CME Stock Rally: iLink v9, Silver & CNH Launch Now
Mon, February 09, 2026Introduction
CME Group (CME) has been in focus this week as earnings beats and a series of concrete product and infrastructure actions drove trading activity and investor interest. The exchange’s reported Q4 strength, combined with technical upgrades and new contract listings, helped push the stock to fresh highs and reinforced its role among S&P 500 exchange names.
Quarterly results and stock reaction
CME posted solid quarterly numbers that outperformed expectations, with revenue around $1.6 billion and adjusted EPS near $2.77. Management cited robust client activity across key products and cited record average daily contract flow for the year—data points that underpin a durable earnings profile for an exchange operator reliant on transaction volumes and clearing fees.
Price action
Shares reached a 52‑week high following the report, reflecting a multi‑day rally and above‑average share turnover. The stock’s performance has drawn attention from income‑seeking investors and institutional desks tracking S&P 500 constituents that benefit from elevated volatility and trade volumes.
Infrastructure upgrade: iLink SBE version 9
CME began rolling out iLink SBE version 9 this week, a staged upgrade to its Globex connectivity protocol. Version 9 is available now through the Market Segment Gateway (MSGW) with Convenience Gateway (CGW) availability scheduled later in the month; after the April cutover date, version 9 will be the only supported schema. These upgrades reduce latency and add structural support for upcoming Globex features, which in turn can attract higher‑frequency trading firms and algorithmic liquidity providers.
Why the upgrade matters
Low latency and protocol consistency are critical for professional traders. By enforcing a modern schema and a firm cutover timeline, CME lowers integration friction for clients and reduces operational complexity for the exchange. That improves reliability and can translate into steadier trading flow—an earnings lever for the stock.
New listings that add tradable depth
Over the past week CME announced a trio of concrete product moves that expand its contract suite and address growing client demand in alternative instruments.
100‑ounce Silver futures
CME launched 100‑ounce Silver futures under the COMEX rulebook, making the contract available in New Release for client testing and ready for live trading on Globex and ClearPort. The smaller contract size is designed to broaden participation from funds and institutional desks seeking more granular exposure than the standard 5,000‑ounce contract.

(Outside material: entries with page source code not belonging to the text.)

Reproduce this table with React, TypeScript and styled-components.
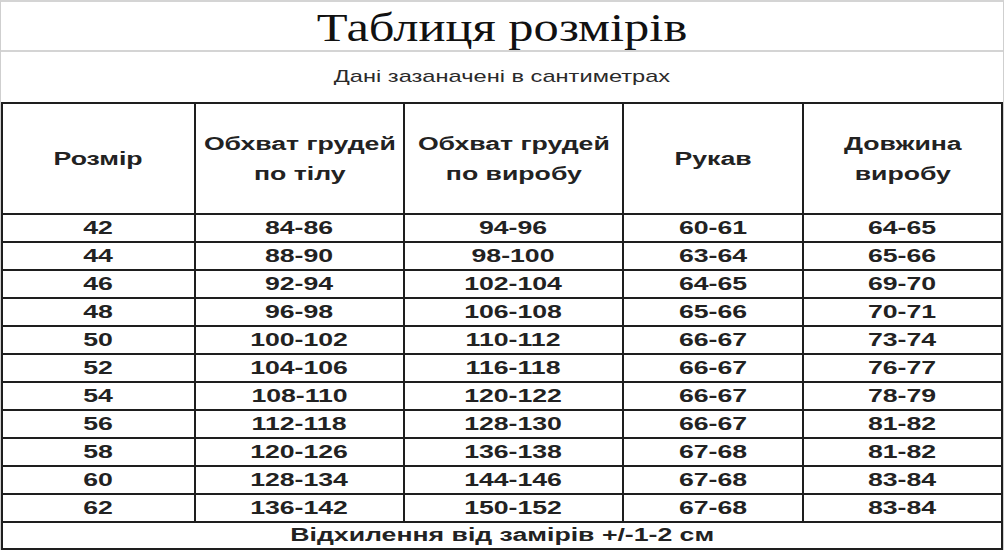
import styled, { createGlobalStyle } from 'styled-components';

const GlobalStyle = createGlobalStyle`
  html, body {
    margin: 0;
    padding: 0;
    background: #ffffff;
  }
`;

const Page = styled.div`
  width: 1004px;
  height: 550px;
  box-sizing: border-box;
  border-left: 1px solid #cfcfcf;
  border-right: 1px solid #cfcfcf;
  border-top: 2px solid #d4d4d4;
  display: flex;
  flex-direction: column;
  overflow: hidden;
`;

const TitleRow = styled.div`
  height: 48px;
  border-bottom: 2px solid #d4d4d4;
  display: flex;
  align-items: center;
  justify-content: center;
`;

const SubtitleRow = styled.div`
  height: 50px;
  display: flex;
  align-items: center;
  justify-content: center;
`;

// the source picture is stretched sideways, so text is widened to match
const Stretch = styled.span<{ $sx?: number }>`
  display: inline-block;
  transform: scaleX(${(p) => p.$sx ?? 1.48});
  white-space: nowrap;
`;

const Title = styled(Stretch)`
  font-family: 'Liberation Serif', 'Times New Roman', serif;
  font-size: 39px;
  line-height: 1;
  color: #111;
  margin-top: 2px;
`;

const Subtitle = styled(Stretch)`
  font-family: 'Liberation Sans', Arial, sans-serif;
  font-size: 17px;
  color: #2a2a2a;
`;

const Grid = styled.div`
  display: grid;
  grid-template-columns: 191px 207px 217px 178px 197px;
  grid-template-rows: 109px repeat(11, 26px) 25px;
  gap: 2px;
  padding: 2px;
  background: #1e1e1e;
  width: max-content;
`;

const Cell = styled.div<{ $span?: number }>`
  background: #ffffff;
  display: flex;
  align-items: center;
  justify-content: center;
  text-align: center;
  grid-column: span ${(p) => p.$span ?? 1};
  font-family: 'Liberation Sans', Arial, sans-serif;
  font-weight: bold;
  font-size: 18px;
  color: #222;
`;

const HeadText = styled(Stretch)`
  line-height: 30px;
`;

const headers = [
  ['Розмір'],
  ['Обхват грудей', 'по тілу'],
  ['Обхват грудей', 'по виробу'],
  ['Рукав'],
  ['Довжина', 'виробу'],
];

const rows = [
  ['42', '84-86', '94-96', '60-61', '64-65'],
  ['44', '88-90', '98-100', '63-64', '65-66'],
  ['46', '92-94', '102-104', '64-65', '69-70'],
  ['48', '96-98', '106-108', '65-66', '70-71'],
  ['50', '100-102', '110-112', '66-67', '73-74'],
  ['52', '104-106', '116-118', '66-67', '76-77'],
  ['54', '108-110', '120-122', '66-67', '78-79'],
  ['56', '112-118', '128-130', '66-67', '81-82'],
  ['58', '120-126', '136-138', '67-68', '81-82'],
  ['60', '128-134', '144-146', '67-68', '83-84'],
  ['62', '136-142', '150-152', '67-68', '83-84'],
];

export default function App() {
  return (
    <>
      <GlobalStyle />
      <Page>
        <TitleRow>
          <Title $sx={1.295}>Таблиця розмірів</Title>
        </TitleRow>
        <SubtitleRow>
          <Subtitle $sx={1.39}>Дані зазаначені в сантиметрах</Subtitle>
        </SubtitleRow>
        <Grid>
          {headers.map((lines, i) => (
            <Cell key={`h${i}`}>
              <HeadText>
                {lines.map((l, j) => (
                  <div key={j}>{l}</div>
                ))}
              </HeadText>
            </Cell>
          ))}
          {rows.map((row, r) =>
            row.map((v, c) => (
              <Cell key={`${r}-${c}`}>
                <Stretch>{v}</Stretch>
              </Cell>
            ))
          )}
          <Cell $span={5}>
            <Stretch>Відхилення від замірів +/-1-2 см</Stretch>
          </Cell>
        </Grid>
      </Page>
    </>
  );
}
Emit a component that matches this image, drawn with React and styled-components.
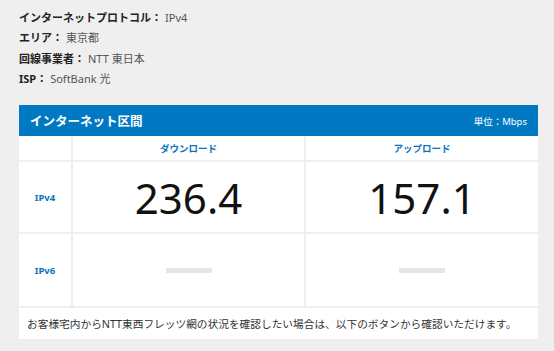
import React from "react";
import styled, { createGlobalStyle } from "styled-components";

const GlobalStyle = createGlobalStyle`
  html, body { margin: 0; padding: 0; }
  body {
    background: #efefef;
    font-family: "Noto Sans", "Noto Sans CJK JP", sans-serif;
    color: #333;
  }
`;

const Page = styled.div`
  padding: 8px 16px 0 19px;
  width: 519px;
`;

const InfoList = styled.dl`
  margin: 0 0 16px 0;
  padding: 0;
`;

const InfoRow = styled.div`
  display: flex;
  align-items: center;
  height: 20.3px;
  font-size: 11px;
  line-height: 20px;
`;

const InfoLabel = styled.dt`
  font-weight: 700;
  color: #222;
  margin: 0;
`;

const InfoValue = styled.dd`
  margin: 0 0 0 3px;
  color: #555;
`;

const Panel = styled.section`
  background: #efefef;
  display: flex;
  flex-direction: column;
  gap: 2px;
`;

const PanelHeader = styled.header`
  background: #0079c2;
  height: 31px;
  display: flex;
  align-items: center;
  justify-content: space-between;
  padding: 0 11px 0 11px;
  color: #fff;
`;

const PanelTitle = styled.h2`
  margin: 0;
  font-size: 12.5px;
  font-weight: 700;
`;

const Unit = styled.span`
  font-size: 9.5px;
`;

const Grid = styled.div`
  display: grid;
  grid-template-columns: 52px 231px 232px;
  grid-template-rows: 24px 70px 72px;
  gap: 2px;
  margin-top: -2px;
`;

const Cell = styled.div`
  background: #fff;
  display: flex;
  align-items: center;
  justify-content: center;
`;

const ColHead = styled(Cell)`
  color: #0a72b8;
  font-size: 9.5px;
  font-weight: 700;
`;

const RowHead = styled(Cell)`
  color: #0a72b8;
  font-size: 9.5px;
  font-weight: 700;
`;

const Value = styled(Cell)`
  font-size: 42px;
  color: #111;
  font-weight: 400;
`;

const Dash = styled.span`
  display: block;
  width: 46px;
  height: 5px;
  background: #e6e6e6;
`;

const Footer = styled.p`
  margin: 0;
  background: #fff;
  height: 31px;
  display: flex;
  align-items: center;
  padding: 0 8px;
  font-size: 10.7px;
  color: #333;
`;

const info = [
  ["インターネットプロトコル：", "IPv4"],
  ["エリア：", "東京都"],
  ["回線事業者：", "NTT 東日本"],
  ["ISP：", "SoftBank 光"],
];

const rows = [
  { label: "IPv4", down: "236.4", up: "157.1" },
  { label: "IPv6", down: null, up: null },
];

export default function App() {
  return (
    <>
      <GlobalStyle />
      <Page>
        <InfoList>
          {info.map(([k, v]) => (
            <InfoRow key={k}>
              <InfoLabel>{k}</InfoLabel>
              <InfoValue>{v}</InfoValue>
            </InfoRow>
          ))}
        </InfoList>
        <Panel>
          <PanelHeader>
            <PanelTitle>インターネット区間</PanelTitle>
            <Unit>単位：Mbps</Unit>
          </PanelHeader>
          <Grid>
            <Cell />
            <ColHead>ダウンロード</ColHead>
            <ColHead>アップロード</ColHead>
            {rows.map((r) => (
              <React.Fragment key={r.label}>
                <RowHead>{r.label}</RowHead>
                <Value>{r.down ?? <Dash />}</Value>
                <Value>{r.up ?? <Dash />}</Value>
              </React.Fragment>
            ))}
          </Grid>
          <Footer>
            お客様宅内からNTT東西フレッツ網の状況を確認したい場合は、以下のボタンから確認いただけます。
          </Footer>
        </Panel>
      </Page>
    </>
  );
}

CNH/USD futures and options
Pending regulatory approvals, CME scheduled listing of CNH/USD (offshore Chinese yuan) futures and options with testing windows beginning late February. Adding yuan‑denominated products expands the exchange’s FX offering and appeals to participants hedging offshore currency exposure or seeking speculative access in a regulated clearing environment.
Trading rule updates and operational notes
CME implemented a variable tick expansion for S&P 500 options (Phase 3), increasing tick granularity for index options and asking participants to cancel certain persistent order types ahead of the change. The exchange also posted a maintenance notice: a planned outage for swap‑based event instruments for a defined window on February 14. These operational notices are the kind of planned interventions that preserve system integrity but require attention from participants to avoid unintended order cancellations.
Implications for investors
Collectively, the earnings beat, higher recorded contract flows, protocol upgrades and targeted product launches point to two durable themes for CME stock: structural revenue resilience tied to clearing and transaction fees, and incremental growth from product diversification. New, smaller‑sized metal contracts and FX products widen the addressable base of participants, while iLink v9 supports faster, more efficient trading—both factors that can help sustain elevated volumes over time.
Risks to monitor
Operational changes and scheduled maintenance are normal but can introduce short‑term disruption if implementation misfires. Additionally, regulatory approvals remain a gating item for new contract listings; any delay could affect timing of anticipated volume contributions.
Conclusion
This week’s developments give a clear, evidence‑based rationale for CME’s recent stock strength: strong underlying results plus tangible rollouts that improve infrastructure and expand product offerings. For investors tracking S&P 500 exchange equities, CME’s moves combine immediate volume upside with longer‑term structural benefits that support its revenue model.